If we accept the fact that we are supposedly living in a fair, just society, then surely the denial of appropriate redress to victims of miscarriages of justice must end. Not only does the current practice reek of injustice towards those who have been railroaded into prison by an unholy alliance between partisan police officers and prosecutors, but it makes it almost impossible for the wrongly convicted ever to clear their names. After all, if the MoJ doesn't consider that they deserve recompense for their lost years in jail, why should members of the public believe their protestations of innocence? This is simply a case of justice being denied and responsibility for mistakes being shrugged off by politicians and bureaucrats.
|Victor Nealon: free but life ruined|
Where are the charities, think-tanks and social enterprises queuing up to help those blameless folk whose lives have been utterly devastated by cruel and calculating liars, fantasists and fraudsters? Why should the innocent – like Mr Kay, Mr Nealon and many others – face an unrelenting battle to re-establish themselves back into society?
|No support from VS|
And where is the voice of the Victims’ Commissioner in all this? Or usually vocal organisations such as Victim Support? I’ve heard nothing beyond a deafening silence.

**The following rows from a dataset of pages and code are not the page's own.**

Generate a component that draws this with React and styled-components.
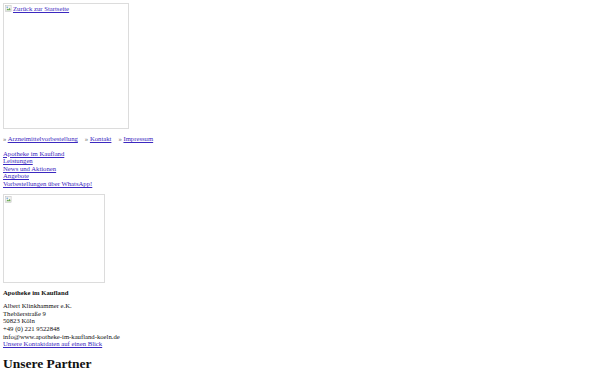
import React from 'react'
import styled, { createGlobalStyle } from 'styled-components'

const Global = createGlobalStyle`
  body {
    margin: 3px;
    font-family: "Liberation Serif", "Times New Roman", serif;
    font-size: 6.7px;
    line-height: 7.6px;
    color: #111;
    background: #fff;
  }
  a { color: #3b28c0; }
`

const Broken = styled.div`
  box-sizing: border-box;
  width: ${p => p.w}px;
  height: ${p => p.h}px;
  border: 1px solid #dcdcdc;
  padding: 1px;
  display: flex;
  align-items: flex-start;
  gap: 1px;
  color: #3b28c0;
  text-decoration: underline;
`

const Icon = () => (
  <svg width="7" height="7" viewBox="0 0 16 16">
    <rect x="1" y="1" width="13" height="14" fill="#f2f2f2" stroke="#b5b5b5" />
    <path d="M3 12 L6 8 L8 10 L11 6 L13 12 Z" fill="#6aa84f" />
    <circle cx="5" cy="5" r="1.6" fill="#5b9bd5" />
  </svg>
)

const TopLinks = styled.div`
  margin-top: 6px;
  display: flex;
  gap: 7px;
`

const TopItem = styled.span`
  color: #666;
  a { color: #3b28c0; }
`

const Nav = styled.nav`
  margin-top: 7px;
  display: flex;
  flex-direction: column;
`

const Figure = styled.div`
  margin-top: 6px;
`

const Title = styled.div`
  margin-top: 6px;
  font-weight: bold;
`

const Address = styled.address`
  margin-top: 6px;
  font-style: normal;
  display: flex;
  flex-direction: column;
`

const Heading = styled.h2`
  margin: 8px 0 0;
  font-size: 13.5px;
  line-height: 15px;
  font-weight: bold;
`

export default function App() {
  return (
    <>
      <Global />
      <Broken w={126} h={126}>
        <Icon />
        <span>Zurück zur Startseite</span>
      </Broken>
      <TopLinks>
        <TopItem>» <a href="#">Arzneimittelvorbestellung</a></TopItem>
        <TopItem>» <a href="#">Kontakt</a></TopItem>
        <TopItem>» <a href="#">Impressum</a></TopItem>
      </TopLinks>
      <Nav>
        <a href="#">Apotheke im Kaufland</a>
        <a href="#">Leistungen</a>
        <a href="#">News und Aktionen</a>
        <a href="#">Angebote</a>
        <a href="#">Vorbestellungen über WhatsApp!</a>
      </Nav>
      <Figure>
        <Broken w={102} h={89}>
          <Icon />
        </Broken>
      </Figure>
      <Title>Apotheke im Kaufland</Title>
      <Address>
        <span>Albert Klinkhammer e.K.</span>
        <span>Thebäerstraße 9</span>
        <span>50823 Köln</span>
        <span>+49 (0) 221 9522848</span>
        <span>info@www.apotheke-im-kaufland-koeln.de</span>
        <a href="#">Unsere Kontaktdaten auf einen Blick</a>
      </Address>
      <Heading>Unsere Partner</Heading>
    </>
  )
}
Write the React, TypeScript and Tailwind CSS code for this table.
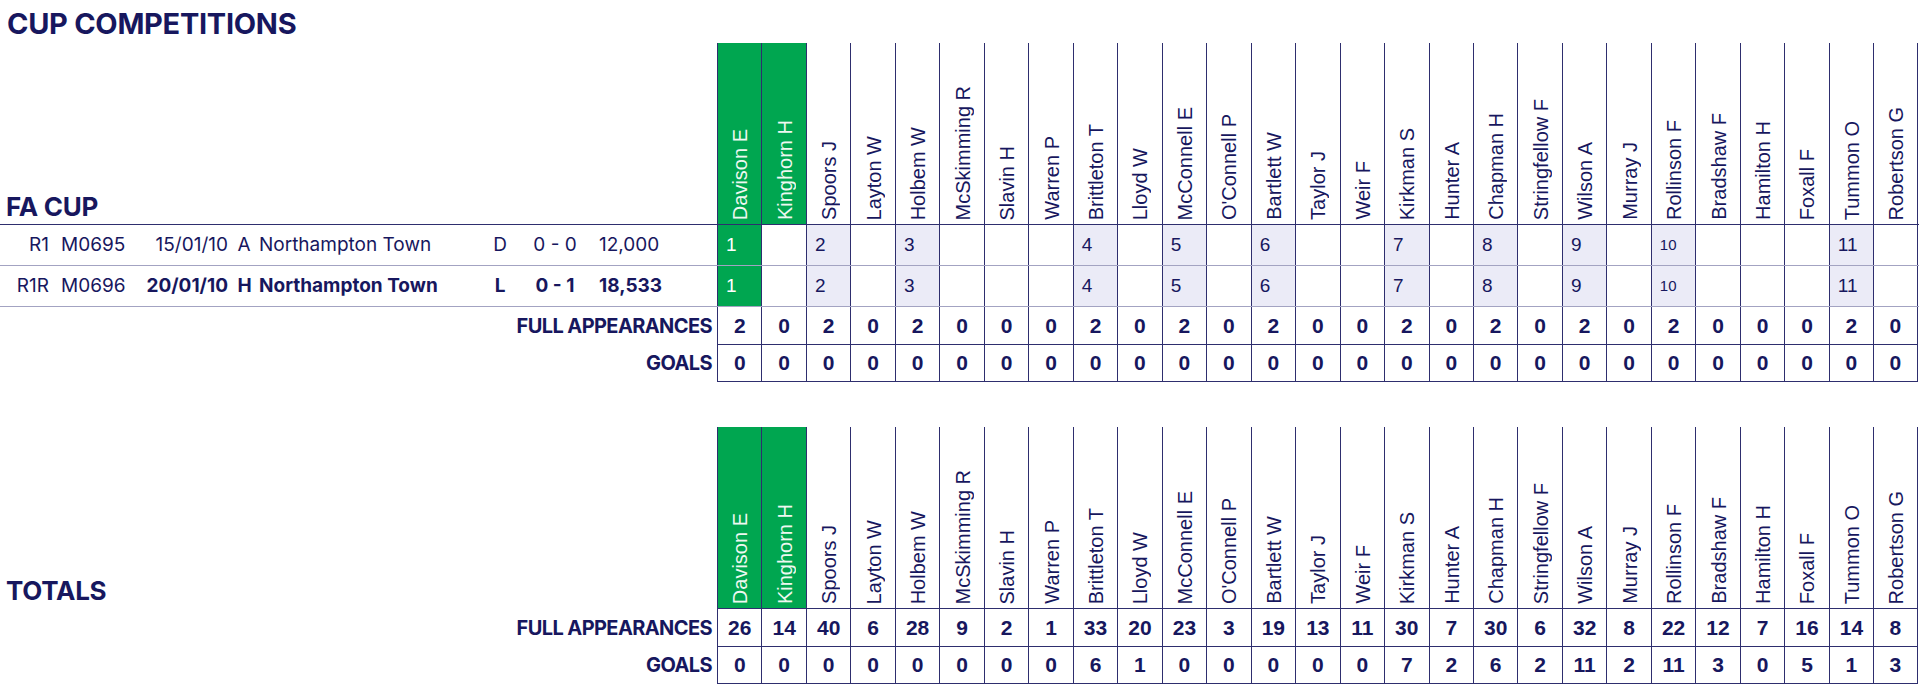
const PLAYERS = [
  'Davison E',
  'Kinghorn H',
  'Spoors J',
  'Layton W',
  'Holbem W',
  'McSkimming R',
  'Slavin H',
  'Warren P',
  'Brittleton T',
  'Lloyd W',
  'McConnell E',
  "O'Connell P",
  'Bartlett W',
  'Taylor J',
  'Weir F',
  'Kirkman S',
  'Hunter A',
  'Chapman H',
  'Stringfellow F',
  'Wilson A',
  'Murray J',
  'Rollinson F',
  'Bradshaw F',
  'Hamilton H',
  'Foxall F',
  'Tummon O',
  'Robertson G',
];

// column index -> shirt number, same line-up in both ties
const SHIRTS: Record<number, number> = { 0: 1, 2: 2, 4: 3, 8: 4, 10: 5, 12: 6, 15: 7, 17: 8, 19: 9, 21: 10, 25: 11 };

const CUP_APPS = [2, 0, 2, 0, 2, 0, 0, 0, 2, 0, 2, 0, 2, 0, 0, 2, 0, 2, 0, 2, 0, 2, 0, 0, 0, 2, 0];
const CUP_GOALS = PLAYERS.map(() => 0);
const TOTAL_APPS = [26, 14, 40, 6, 28, 9, 2, 1, 33, 20, 23, 3, 19, 13, 11, 30, 7, 30, 6, 32, 8, 22, 12, 7, 16, 14, 8];
const TOTAL_GOALS = [0, 0, 0, 0, 0, 0, 0, 0, 6, 1, 0, 0, 0, 0, 0, 7, 2, 6, 2, 11, 2, 11, 3, 0, 5, 1, 3];

interface Match {
  round: string;
  code: string;
  date: string;
  venue: string;
  opponent: string;
  result: string;
  score: string;
  crowd: string;
  bold?: boolean;
}

const MATCHES: Match[] = [
  { round: 'R1', code: 'M0695', date: '15/01/10', venue: 'A', opponent: 'Northampton Town', result: 'D', score: '0 - 0', crowd: '12,000' },
  { round: 'R1R', code: 'M0696', date: '20/01/10', venue: 'H', opponent: 'Northampton Town', result: 'L', score: '0 - 1', crowd: '18,533', bold: true },
];

function HeaderRow({ label, fullLine }: { label: string; fullLine: boolean }) {
  return (
    <div className={fullLine ? 'flex h-[182px] border-b border-[#2e2e6e]' : 'flex h-[182px]'}>
      <div className={fullLine ? 'w-[717px] shrink-0 flex items-end pl-[6px] pb-[4px]' : 'w-[717px] shrink-0 flex items-end pl-[6px] pb-[5px]'}>
        <h2 className="font-['Inter',sans-serif] font-bold text-[26px] leading-[26px] tracking-[-0.01em]">{label}</h2>
      </div>
      {PLAYERS.map((name, i) => (
        <div
          key={name}
          className={[
            'w-[44.48px] shrink-0 border-l border-[#2e2e6e] flex flex-col items-center justify-end pb-[4px] pl-[1px]',
            i < 2 ? 'bg-[#00a650] text-[#eef8f1]' : '',
            i === PLAYERS.length - 1 ? 'border-r' : '',
            fullLine ? '' : 'border-b',
          ].join(' ')}
        >
          <span className="[writing-mode:vertical-rl] rotate-180 whitespace-nowrap font-['Liberation_Sans',Arial,sans-serif] text-[20px] leading-[20px]">
            {name}
          </span>
        </div>
      ))}
    </div>
  );
}

function MatchRow({ m }: { m: Match }) {
  const b = m.bold ? 'font-bold' : '';
  return (
    <div className="flex h-[41px] border-b border-[#a3a3c2]">
      <div className="w-[717px] shrink-0 flex items-center font-['Inter',sans-serif] text-[19px] whitespace-nowrap">
        <span className="w-[49px] text-right">{m.round}</span>
        <span className="ml-[12px] w-[66px]">{m.code}</span>
        <span className={`w-[101px] text-right ${b}`}>{m.date}</span>
        <span className={`ml-[9.5px] w-[21.5px] ${b}`}>{m.venue}</span>
        <span className={`w-[220px] ${b}`}>{m.opponent}</span>
        <span className={`w-[42px] text-center ${b}`}>{m.result}</span>
        <span className={`w-[68px] text-center ${b}`}>{m.score}</span>
        <span className={`ml-[10px] ${b}`}>{m.crowd}</span>
      </div>
      {PLAYERS.map((name, i) => {
        const n = SHIRTS[i];
        return (
          <div
            key={name}
            className={[
              'w-[44.48px] shrink-0 border-l border-[#2e2e6e] flex items-center pl-[8px] font-["Liberation_Sans",Arial,sans-serif]',
              i === 0 ? 'bg-[#00a650] text-white' : n ? 'bg-[#ebebf7]' : 'bg-white',
              i === PLAYERS.length - 1 ? 'border-r' : '',
              n === 10 ? 'text-[15px]' : 'text-[19px]',
            ].join(' ')}
          >
            {n}
          </div>
        );
      })}
    </div>
  );
}

function TotalRow({ label, values }: { label: string; values: number[] }) {
  return (
    <div className="flex h-[37.5px]">
      <div className="w-[717px] shrink-0 flex items-center justify-end pr-[5px] font-['Inter',sans-serif] font-bold text-[20px] tracking-[-0.03em]">
        {label}
      </div>
      {values.map((v, i) => (
        <div
          key={PLAYERS[i]}
          className={
            i === values.length - 1
              ? 'w-[44.48px] shrink-0 border-l border-r border-b border-[#2e2e6e] flex items-center justify-center font-bold text-[21px] font-["Liberation_Sans",Arial,sans-serif]'
              : 'w-[44.48px] shrink-0 border-l border-b border-[#2e2e6e] flex items-center justify-center font-bold text-[21px] font-["Liberation_Sans",Arial,sans-serif]'
          }
        >
          {v}
        </div>
      ))}
    </div>
  );
}

export default function App() {
  return (
    <div className="w-[1919px] h-[684px] overflow-hidden bg-white text-[#17175e]">
      <div className="h-[43px] pt-[9px] pl-[7px]">
        <h1 className="font-['Inter',sans-serif] font-bold text-[29px] leading-[29px] tracking-[-0.01em]">CUP COMPETITIONS</h1>
      </div>

      <section>
        <HeaderRow label="FA CUP" fullLine />
        {MATCHES.map((m) => (
          <MatchRow key={m.code} m={m} />
        ))}
        <TotalRow label="FULL APPEARANCES" values={CUP_APPS} />
        <TotalRow label="GOALS" values={CUP_GOALS} />
      </section>

      <section className="mt-[45px]">
        <HeaderRow label="TOTALS" fullLine={false} />
        <TotalRow label="FULL APPEARANCES" values={TOTAL_APPS} />
        <TotalRow label="GOALS" values={TOTAL_GOALS} />
      </section>
    </div>
  );
}
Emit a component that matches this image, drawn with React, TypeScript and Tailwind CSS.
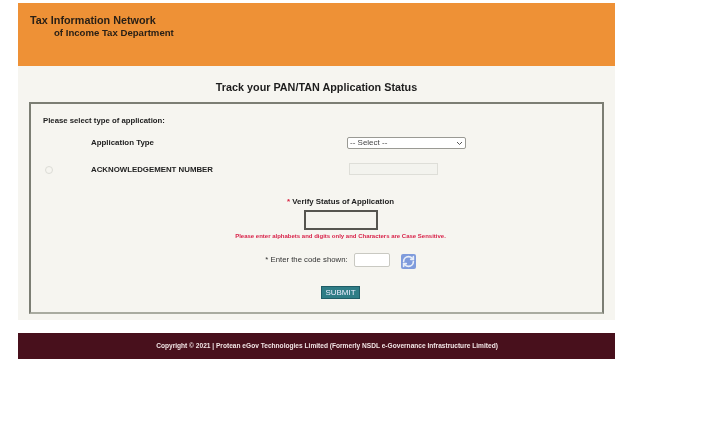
import { RefreshCw } from "lucide-react";

export default function App() {
  return (
    <div className="min-h-[434px] w-[706px] overflow-hidden bg-white pl-[18px] pt-[3px] font-['Liberation_Sans',Arial,sans-serif] text-[#222] blur-[0.4px]">
      <div className="w-[597px]">
        <header className="h-[63px] bg-[#ee9136] pl-3 pt-[10px] font-bold text-[#2a2016]">
          <div className="text-[10.8px] leading-[14px]">Tax Information Network</div>
          <div className="pl-6 text-[9.6px] leading-[11px]">of Income Tax Department</div>
        </header>

        <main className="h-[254px] bg-[#f6f5f0] px-[11px] pt-[14px]">
          <h1 className="text-center text-[10.8px] font-bold leading-[14px] text-[#1d1d1d]">
            Track your PAN/TAN Application Status
          </h1>

          <section className="mt-[8px] h-[212px] border-2 border-[#7c7e74] border-b-[#a9aba0] pl-3 pt-[12px]">
            <p className="text-[7.75px] font-bold leading-[10px]">Please select type of application:</p>

            <div className="mt-[10px] flex h-[14px] items-center pl-[48px]">
              <span className="w-[256px] text-[7.9px] font-bold">Application Type</span>
              <div className="flex h-[12px] w-[119px] items-center justify-between rounded-[2px] border border-[#9a9a94] bg-white px-[2px] text-[8px] text-[#444]">
                <span>-- Select --</span>
                <svg width="7" height="5" viewBox="0 0 7 5" fill="none" stroke="#555" strokeWidth="1">
                  <path d="M1 1l2.5 2.5L6 1" />
                </svg>
              </div>
            </div>

            <div className="mt-[13px] flex h-[13px] items-center">
              <span className="ml-[2px] size-[8px] rounded-full border border-[#dcdcd6]" />
              <span className="ml-[38px] w-[258px] text-[7.85px] font-bold">ACKNOWLEDGEMENT NUMBER</span>
              <div className="mb-[2px] h-[12px] w-[89px] border border-[#deded8] bg-[#f3f3ee]" />
            </div>

            <div className="mt-[20px] flex flex-col items-center pl-[36px]">
              <div className="text-[7.85px] font-bold leading-[11px]">
                <span className="text-[#d8213f]">* </span>Verify Status of Application
              </div>
              <div className="mt-[3px] h-[20px] w-[74px] border-2 border-[#55544f] bg-[#f4f3ee]" />
              <p className="mt-[2px] text-[6px] font-bold leading-[8px] text-[#d8234a]">
                Please enter alphabets and digits only and Characters are Case Sensitive.
              </p>
              <div className="mt-[11px] flex h-[17px] items-center">
                <span className="text-[7.75px] text-[#333]">* Enter the code shown:</span>
                <div className="ml-[6px] h-[14px] w-[36px] rounded-[2px] border border-[#c9c9c2] bg-white" />
                <RefreshCw className="ml-[11px] mt-[4px] size-[15px] rounded-[2px] bg-[#7f9bdc] p-[1px] text-[#e8eef8]" strokeWidth={3} />
              </div>
              <button className="mt-[18px] h-[13px] w-[39px] border border-[#1f5c66] bg-[#2f7d86] text-[8px] leading-[11px] text-[#eef]">
                SUBMIT
              </button>
            </div>
          </section>
        </main>

        <div className="h-[13px] bg-white" />
        <footer className="flex h-[26px] items-center justify-center bg-[#48101c] pl-[21px] text-[6.6px] font-bold text-[#f0e4e4]">
          Copyright © 2021 | Protean eGov Technologies Limited (Formerly NSDL e-Governance Infrastructure Limited)
        </footer>
      </div>
    </div>
  );
}
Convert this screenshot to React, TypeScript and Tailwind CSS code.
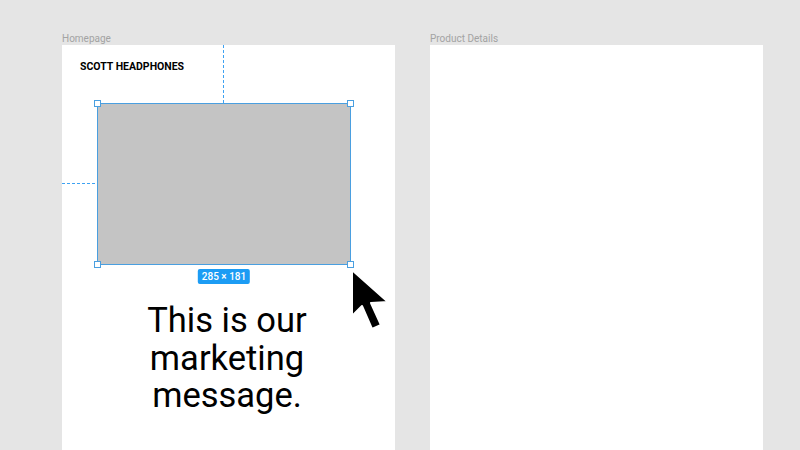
// Design canvas mock: two artboards, one with a selected placeholder image
const font = { fontFamily: "Roboto, 'Noto Sans', sans-serif" };

function Handle({ className }: { className: string }) {
  return (
    <div
      className={`absolute w-[7px] h-[7px] bg-white border border-[#4a9fe0] ${className}`}
    />
  );
}

function Cursor() {
  return (
    <svg
      className="absolute left-[350px] top-[268px]"
      width="42"
      height="68"
      viewBox="0 0 42 68"
    >
      <path
        d="M2 2 L2 48 L12 38 L22 61 L31 57 L21 35 L38 34 Z"
        fill="#000"
        stroke="#fff"
        strokeWidth="2"
        strokeLinejoin="round"
      />
    </svg>
  );
}

export default function App() {
  return (
    <div
      className="relative w-[800px] h-[450px] bg-[#e5e5e5] overflow-hidden"
      style={font}
    >
      <div className="flex gap-[35px] pl-[62px] pt-[32px]">
        {/* ── Homepage artboard ── */}
        <div className="flex flex-col w-[333px]">
          <span className="text-[10px] leading-[13px] text-[#a3a3a3]">Homepage</span>
          <div className="relative h-[420px] bg-white">
            {/* spacing guides shown while dragging */}
            <div className="absolute left-[161px] top-0 h-[58px] w-px bg-[repeating-linear-gradient(to_bottom,#3ea2f2_0_3px,transparent_3px_5px)]" />
            <div className="absolute left-0 top-[138px] w-[35px] h-px bg-[repeating-linear-gradient(to_right,#3ea2f2_0_3px,transparent_3px_5px)]" />

            <h1 className="pt-[16px] pl-[18px] text-[10.5px] leading-[12px] font-bold text-black">
              SCOTT HEADPHONES
            </h1>

            {/* selected image placeholder */}
            <div className="relative ml-[35px] mt-[30px] w-[254px] h-[162px] bg-[#c4c4c4] border-[1.5px] border-[#4a9fe0]">
              <Handle className="-left-[4px] -top-[4px]" />
              <Handle className="-right-[4px] -top-[4px]" />
              <Handle className="-left-[4px] -bottom-[4px]" />
              <Handle className="-right-[4px] -bottom-[4px]" />
              <div className="absolute left-1/2 -translate-x-1/2 top-full mt-[5px] px-[4px] h-[15px] rounded-[2px] bg-[#1c9cf4] text-white text-[10px] leading-[15px] font-medium whitespace-nowrap">
                285 × 181
              </div>
            </div>

            <p className="mt-[37px] pr-[3px] text-center text-[34.5px] leading-[37.5px] text-black">
              This is our
              <br />
              marketing
              <br />
              message.
            </p>
          </div>
        </div>

        {/* ── Product Details artboard ── */}
        <div className="flex flex-col w-[333px]">
          <span className="text-[10px] leading-[13px] text-[#a3a3a3]">Product Details</span>
          <div className="h-[420px] bg-white" />
        </div>
      </div>

      <Cursor />
    </div>
  );
}
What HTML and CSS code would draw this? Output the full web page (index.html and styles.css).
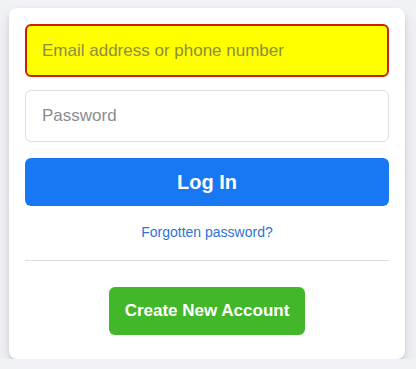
FILE: index.html
```html
<!DOCTYPE html>
<html>
<head>
<meta charset="utf-8">
<link rel="stylesheet" href="styles.css">
</head>
<body>
<div class="card">
  <form class="form">
    <input class="field field-error" type="text" placeholder="Email address or phone number">
    <input class="field" type="password" placeholder="Password">
    <button class="login" type="button">Log In</button>
  </form>
  <div class="forgot"><a href="#">Forgotten password?</a></div>
  <div class="divider"></div>
  <div class="create-wrap"><button class="create" type="button">Create New Account</button></div>
</div>
</body>
</html>
```
FILE: styles.css
```css
html, body {
  margin: 0;
  padding: 0;
  background: #f0f2f5;
  font-family: "Liberation Sans", Arial, sans-serif;
}
body {
  padding: 8px 11px 0 9px;
}
.card {
  width: 396px;
  box-sizing: border-box;
  background: #fff;
  border-radius: 8px;
  box-shadow: 0 2px 4px rgba(0,0,0,.1), 0 8px 16px rgba(0,0,0,.1);
  padding: 16px 16px 24px;
}
.form {
  display: flex;
  flex-direction: column;
  margin: 0;
}
.field {
  height: 52px;
  box-sizing: border-box;
  border: 1px solid #dddfe2;
  border-radius: 6px;
  padding: 0 16px;
  font-family: inherit;
  font-size: 17px;
  color: #1d2129;
  background: #fff;
  outline: none;
  margin-bottom: 13px;
}
.field::placeholder {
  color: #8a8d91;
}
.field-error {
  height: 53px;
  background: #ffff00;
  border: 2px solid #cc1f00;
  padding: 0 15px;
}
.field-error::placeholder {
  color: #8d8d40;
}
.login {
  margin-top: 3px;
  height: 48px;
  border: none;
  border-radius: 6px;
  background: #1877f2;
  color: #fff;
  font-family: inherit;
  font-size: 20px;
  font-weight: bold;
}
.forgot {
  text-align: center;
  margin-top: 16px;
  line-height: 19px;
}
.forgot a {
  color: #2f72d8;
  font-size: 14px;
  text-decoration: none;
}
.divider {
  border-bottom: 1px solid #dadde1;
  margin: 18px 0 26px;
}
.create-wrap {
  display: flex;
  justify-content: center;
}
.create {
  height: 48px;
  padding: 0 16px;
  border: none;
  border-radius: 6px;
  background: #42b72a;
  color: #fff;
  font-family: inherit;
  font-size: 17px;
  font-weight: bold;
}
```
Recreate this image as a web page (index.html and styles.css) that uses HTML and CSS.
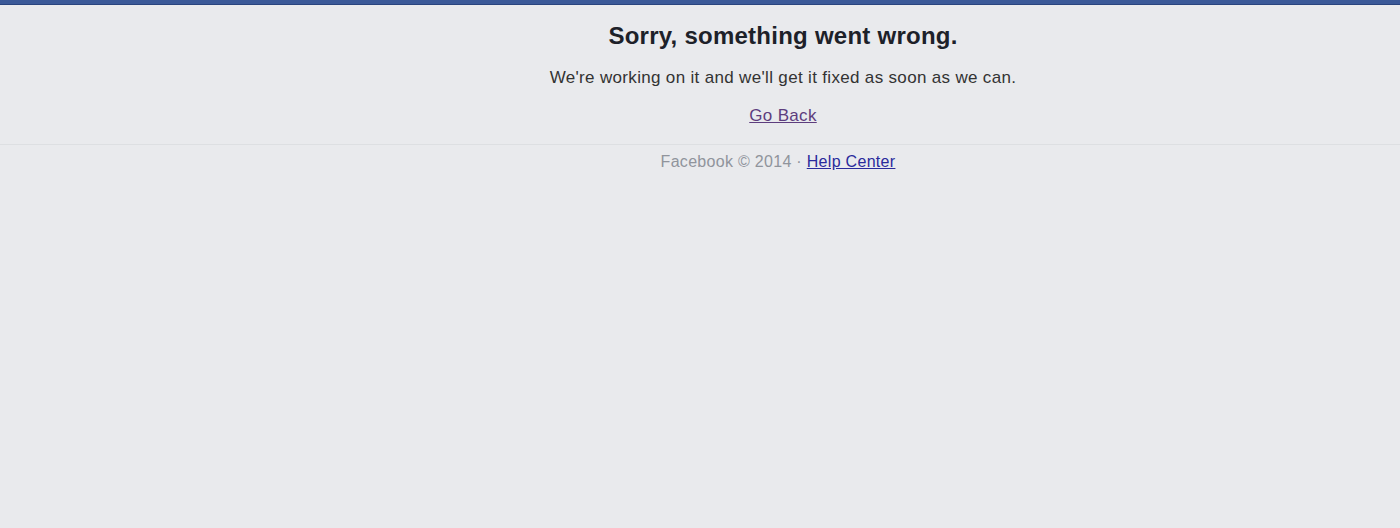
FILE: index.html
```html
<!DOCTYPE html>
<html lang="en">
<head>
    <meta charset="UTF-8">
    <title>Facebook</title>
    <link rel="stylesheet" href="styles.css">
</head>
<body>
    <div class="topbar"></div>

    <div class="error-box">
        <h1>Sorry, something went wrong.</h1>
        <p>We're working on it and we'll get it fixed as soon as we can.</p>
        <p class="back"><a href="#">Go Back</a></p>
    </div>

    <div class="footer">
        <span class="copy">Facebook &copy; 2014 &middot;</span> <a href="#">Help Center</a>
    </div>
</body>
</html>
```

FILE: styles.css
```css
body {
    margin: 0;
    background-color: #e9eaed;
    font-family: "Liberation Sans", Arial, sans-serif;
    color: #333;
}
.topbar {
    height: 4px;
    background-color: #3b5998;
    border-bottom: 1px solid #29447e;
}
.error-box {
    padding: 17px 0 2px 166px;
    text-align: center;
    border-bottom: 1px solid #dddfe2;
}
h1 {
    margin: 0 0 18px;
    font-size: 24px;
    letter-spacing: 0.25px;
    color: #1d2129;
}
.error-box p {
    margin: 0 0 18px;
    font-size: 17px;
    letter-spacing: 0.33px;
}
.error-box .back {
    margin-bottom: 16px;
}
.back a {
    color: #5d3d7e;
}
.footer {
    padding: 8px 0 0 156px;
    text-align: center;
    font-size: 16px;
    letter-spacing: 0.3px;
}
.copy {
    color: #90949c;
}
.footer a {
    color: #2a2a9c;
}
```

It strongly suggests that anyone who has had his or her life trashed by an allegation of sexual assault by an unscrupulous, devious opportunist is 'the wrong kind of victim' of what is a very serious crime. And, unlike actual criminals, such innocents will never be offered any support or be helped in any sort of rehabilitation programme.
What a cruel society we can be when dealing with unfashionable minority groups, such as the falsely accused.